• **Problem**
Leave out the pictures and set down exactly the lines from the start of the listing through the one with "const HEAD_COLS = '60px", both included.

• **Data provided**
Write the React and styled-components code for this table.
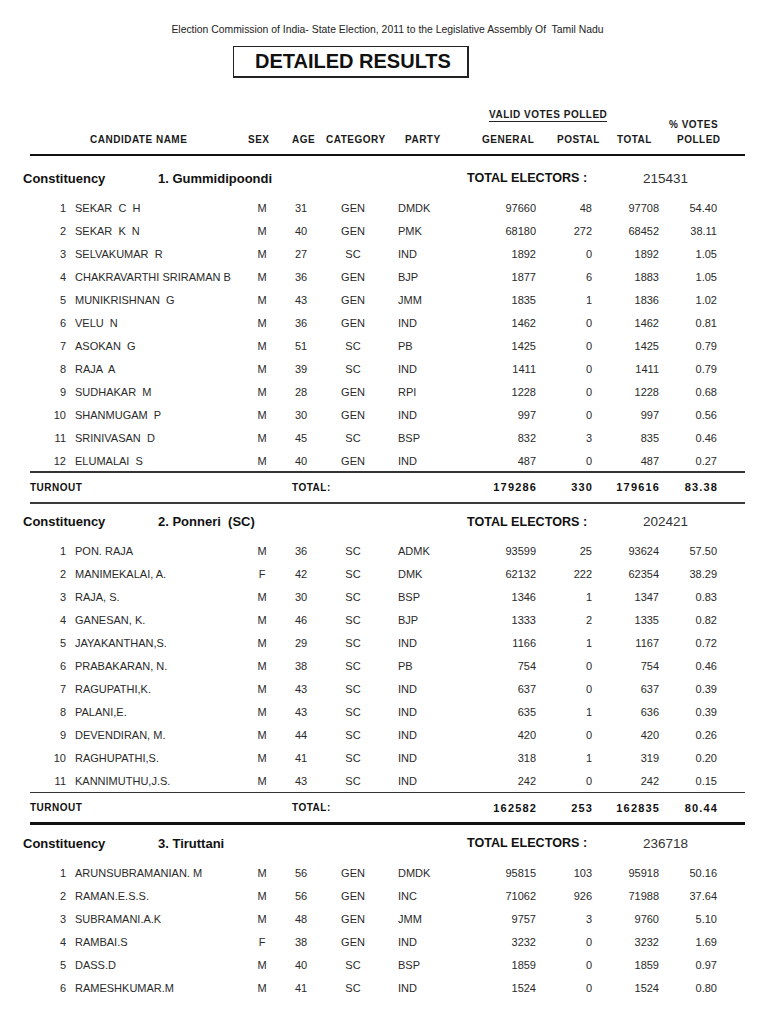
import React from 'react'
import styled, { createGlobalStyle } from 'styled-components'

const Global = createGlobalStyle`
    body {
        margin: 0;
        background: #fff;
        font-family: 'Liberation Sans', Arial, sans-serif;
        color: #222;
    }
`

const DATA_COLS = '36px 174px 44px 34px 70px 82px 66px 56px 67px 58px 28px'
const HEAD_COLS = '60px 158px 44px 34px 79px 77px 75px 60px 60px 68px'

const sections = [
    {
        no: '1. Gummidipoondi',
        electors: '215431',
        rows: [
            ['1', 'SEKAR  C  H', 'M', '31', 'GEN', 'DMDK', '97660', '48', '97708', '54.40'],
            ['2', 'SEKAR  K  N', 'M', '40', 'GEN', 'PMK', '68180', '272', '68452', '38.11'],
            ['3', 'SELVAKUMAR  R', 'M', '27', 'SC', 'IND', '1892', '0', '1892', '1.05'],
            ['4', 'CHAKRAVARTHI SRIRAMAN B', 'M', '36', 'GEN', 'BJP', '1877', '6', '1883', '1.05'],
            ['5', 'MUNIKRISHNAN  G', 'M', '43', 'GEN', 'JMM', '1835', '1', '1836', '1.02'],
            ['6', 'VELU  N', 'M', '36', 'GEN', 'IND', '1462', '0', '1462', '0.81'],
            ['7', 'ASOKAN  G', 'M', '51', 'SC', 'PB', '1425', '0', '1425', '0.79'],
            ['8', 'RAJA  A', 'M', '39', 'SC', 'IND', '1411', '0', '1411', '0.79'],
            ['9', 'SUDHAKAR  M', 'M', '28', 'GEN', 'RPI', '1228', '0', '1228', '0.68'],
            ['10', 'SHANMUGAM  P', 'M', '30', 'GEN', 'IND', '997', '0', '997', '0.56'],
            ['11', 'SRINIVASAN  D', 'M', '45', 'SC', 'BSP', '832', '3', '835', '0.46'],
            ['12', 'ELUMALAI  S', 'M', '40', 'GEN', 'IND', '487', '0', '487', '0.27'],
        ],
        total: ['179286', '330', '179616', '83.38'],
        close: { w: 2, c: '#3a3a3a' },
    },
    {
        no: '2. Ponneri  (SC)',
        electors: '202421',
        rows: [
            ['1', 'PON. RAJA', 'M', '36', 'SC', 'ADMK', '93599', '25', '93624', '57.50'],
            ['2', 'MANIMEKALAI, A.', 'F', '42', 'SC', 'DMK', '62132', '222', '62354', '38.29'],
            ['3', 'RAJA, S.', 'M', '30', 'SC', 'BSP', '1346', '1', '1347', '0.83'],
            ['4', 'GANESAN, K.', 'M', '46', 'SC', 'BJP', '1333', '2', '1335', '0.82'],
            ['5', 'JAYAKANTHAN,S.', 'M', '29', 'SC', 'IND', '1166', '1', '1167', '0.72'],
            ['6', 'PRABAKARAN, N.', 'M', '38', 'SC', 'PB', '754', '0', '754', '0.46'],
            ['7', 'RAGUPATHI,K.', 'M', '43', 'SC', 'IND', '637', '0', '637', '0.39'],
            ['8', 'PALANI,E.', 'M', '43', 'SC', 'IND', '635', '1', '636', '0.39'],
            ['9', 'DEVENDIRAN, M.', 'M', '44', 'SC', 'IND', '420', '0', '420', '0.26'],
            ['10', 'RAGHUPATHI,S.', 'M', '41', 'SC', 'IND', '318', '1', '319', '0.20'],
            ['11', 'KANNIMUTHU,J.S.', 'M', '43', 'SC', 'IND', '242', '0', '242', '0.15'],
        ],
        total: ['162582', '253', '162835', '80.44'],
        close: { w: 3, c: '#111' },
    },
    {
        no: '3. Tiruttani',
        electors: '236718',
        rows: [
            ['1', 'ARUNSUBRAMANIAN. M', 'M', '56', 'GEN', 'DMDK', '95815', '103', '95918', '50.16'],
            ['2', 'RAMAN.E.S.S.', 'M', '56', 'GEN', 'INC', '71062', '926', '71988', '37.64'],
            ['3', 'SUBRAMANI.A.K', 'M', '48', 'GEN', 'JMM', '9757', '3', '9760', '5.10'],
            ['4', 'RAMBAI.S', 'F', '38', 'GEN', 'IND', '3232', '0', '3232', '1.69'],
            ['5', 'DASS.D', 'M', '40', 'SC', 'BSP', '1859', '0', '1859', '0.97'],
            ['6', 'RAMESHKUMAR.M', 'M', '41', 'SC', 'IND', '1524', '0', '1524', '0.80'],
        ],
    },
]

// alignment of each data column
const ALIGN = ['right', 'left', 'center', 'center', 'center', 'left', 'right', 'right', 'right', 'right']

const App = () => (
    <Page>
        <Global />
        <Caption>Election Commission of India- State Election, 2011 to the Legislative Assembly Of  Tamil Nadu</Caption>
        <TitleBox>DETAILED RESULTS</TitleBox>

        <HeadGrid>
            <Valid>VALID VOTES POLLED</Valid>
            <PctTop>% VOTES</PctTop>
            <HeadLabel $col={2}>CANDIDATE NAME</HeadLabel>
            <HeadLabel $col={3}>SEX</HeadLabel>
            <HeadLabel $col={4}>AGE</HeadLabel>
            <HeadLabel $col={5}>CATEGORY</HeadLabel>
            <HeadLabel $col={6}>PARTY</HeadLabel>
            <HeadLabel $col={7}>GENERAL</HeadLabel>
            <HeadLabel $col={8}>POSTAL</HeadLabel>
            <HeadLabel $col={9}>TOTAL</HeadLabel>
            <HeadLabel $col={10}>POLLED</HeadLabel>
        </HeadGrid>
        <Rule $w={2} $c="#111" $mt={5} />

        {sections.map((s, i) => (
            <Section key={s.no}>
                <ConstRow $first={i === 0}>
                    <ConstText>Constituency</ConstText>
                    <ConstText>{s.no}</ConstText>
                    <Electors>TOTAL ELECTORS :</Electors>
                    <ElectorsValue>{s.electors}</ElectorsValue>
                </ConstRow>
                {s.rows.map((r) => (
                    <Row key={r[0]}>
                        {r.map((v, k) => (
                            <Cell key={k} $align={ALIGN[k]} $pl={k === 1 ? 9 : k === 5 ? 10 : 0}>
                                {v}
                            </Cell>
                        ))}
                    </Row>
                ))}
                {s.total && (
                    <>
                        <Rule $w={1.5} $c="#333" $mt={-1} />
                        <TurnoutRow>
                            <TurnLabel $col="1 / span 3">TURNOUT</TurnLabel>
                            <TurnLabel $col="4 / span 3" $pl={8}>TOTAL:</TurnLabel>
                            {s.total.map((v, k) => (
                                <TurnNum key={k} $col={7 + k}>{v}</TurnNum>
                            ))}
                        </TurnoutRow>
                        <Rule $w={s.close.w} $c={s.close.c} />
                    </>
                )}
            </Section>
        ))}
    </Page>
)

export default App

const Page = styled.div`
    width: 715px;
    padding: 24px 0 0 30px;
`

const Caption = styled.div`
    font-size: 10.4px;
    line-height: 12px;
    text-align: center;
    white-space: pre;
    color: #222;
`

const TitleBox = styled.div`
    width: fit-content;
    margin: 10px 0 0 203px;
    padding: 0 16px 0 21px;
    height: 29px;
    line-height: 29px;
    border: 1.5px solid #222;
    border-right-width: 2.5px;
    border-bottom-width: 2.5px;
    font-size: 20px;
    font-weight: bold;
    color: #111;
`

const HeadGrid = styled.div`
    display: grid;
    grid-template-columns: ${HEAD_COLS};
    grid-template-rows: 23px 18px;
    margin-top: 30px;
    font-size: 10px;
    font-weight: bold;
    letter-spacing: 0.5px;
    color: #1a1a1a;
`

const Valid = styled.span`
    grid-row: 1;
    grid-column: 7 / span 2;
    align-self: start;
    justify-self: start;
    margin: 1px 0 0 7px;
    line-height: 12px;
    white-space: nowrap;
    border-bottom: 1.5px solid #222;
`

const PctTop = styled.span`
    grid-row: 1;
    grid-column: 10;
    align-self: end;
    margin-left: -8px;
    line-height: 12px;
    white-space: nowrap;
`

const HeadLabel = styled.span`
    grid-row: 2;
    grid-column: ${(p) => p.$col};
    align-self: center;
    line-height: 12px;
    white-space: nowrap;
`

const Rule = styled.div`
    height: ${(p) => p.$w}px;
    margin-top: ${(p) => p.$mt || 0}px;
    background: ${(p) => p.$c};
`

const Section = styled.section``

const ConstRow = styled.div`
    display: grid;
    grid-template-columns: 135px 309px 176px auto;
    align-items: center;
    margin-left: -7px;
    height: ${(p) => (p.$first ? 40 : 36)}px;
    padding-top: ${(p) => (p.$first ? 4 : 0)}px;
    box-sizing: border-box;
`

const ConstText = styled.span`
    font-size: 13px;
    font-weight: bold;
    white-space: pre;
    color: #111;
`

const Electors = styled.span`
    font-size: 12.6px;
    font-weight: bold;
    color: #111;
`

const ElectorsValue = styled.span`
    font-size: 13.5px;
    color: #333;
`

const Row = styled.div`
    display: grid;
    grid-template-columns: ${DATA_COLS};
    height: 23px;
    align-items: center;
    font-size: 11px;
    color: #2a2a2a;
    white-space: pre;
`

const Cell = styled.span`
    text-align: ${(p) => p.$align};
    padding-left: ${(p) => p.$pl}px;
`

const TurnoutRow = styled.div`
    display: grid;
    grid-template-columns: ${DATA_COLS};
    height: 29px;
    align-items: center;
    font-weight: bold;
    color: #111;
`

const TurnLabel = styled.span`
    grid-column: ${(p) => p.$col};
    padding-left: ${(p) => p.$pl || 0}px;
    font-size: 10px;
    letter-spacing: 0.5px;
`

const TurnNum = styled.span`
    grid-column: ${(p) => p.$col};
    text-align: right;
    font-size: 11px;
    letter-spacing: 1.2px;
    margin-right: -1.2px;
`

• **Task result**
Write the React and styled-components code for this table.
import React from 'react'
import styled, { createGlobalStyle } from 'styled-components'

const Global = createGlobalStyle`
    body {
        margin: 0;
        background: #fff;
        font-family: 'Liberation Sans', Arial, sans-serif;
        color: #222;
    }
`

const DATA_COLS = '36px 174px 44px 34px 70px 82px 66px 56px 67px 58px 28px'
const HEAD_COLS = '60px 158px 44px 34px 79px 77px 75px 60px 60px 68px'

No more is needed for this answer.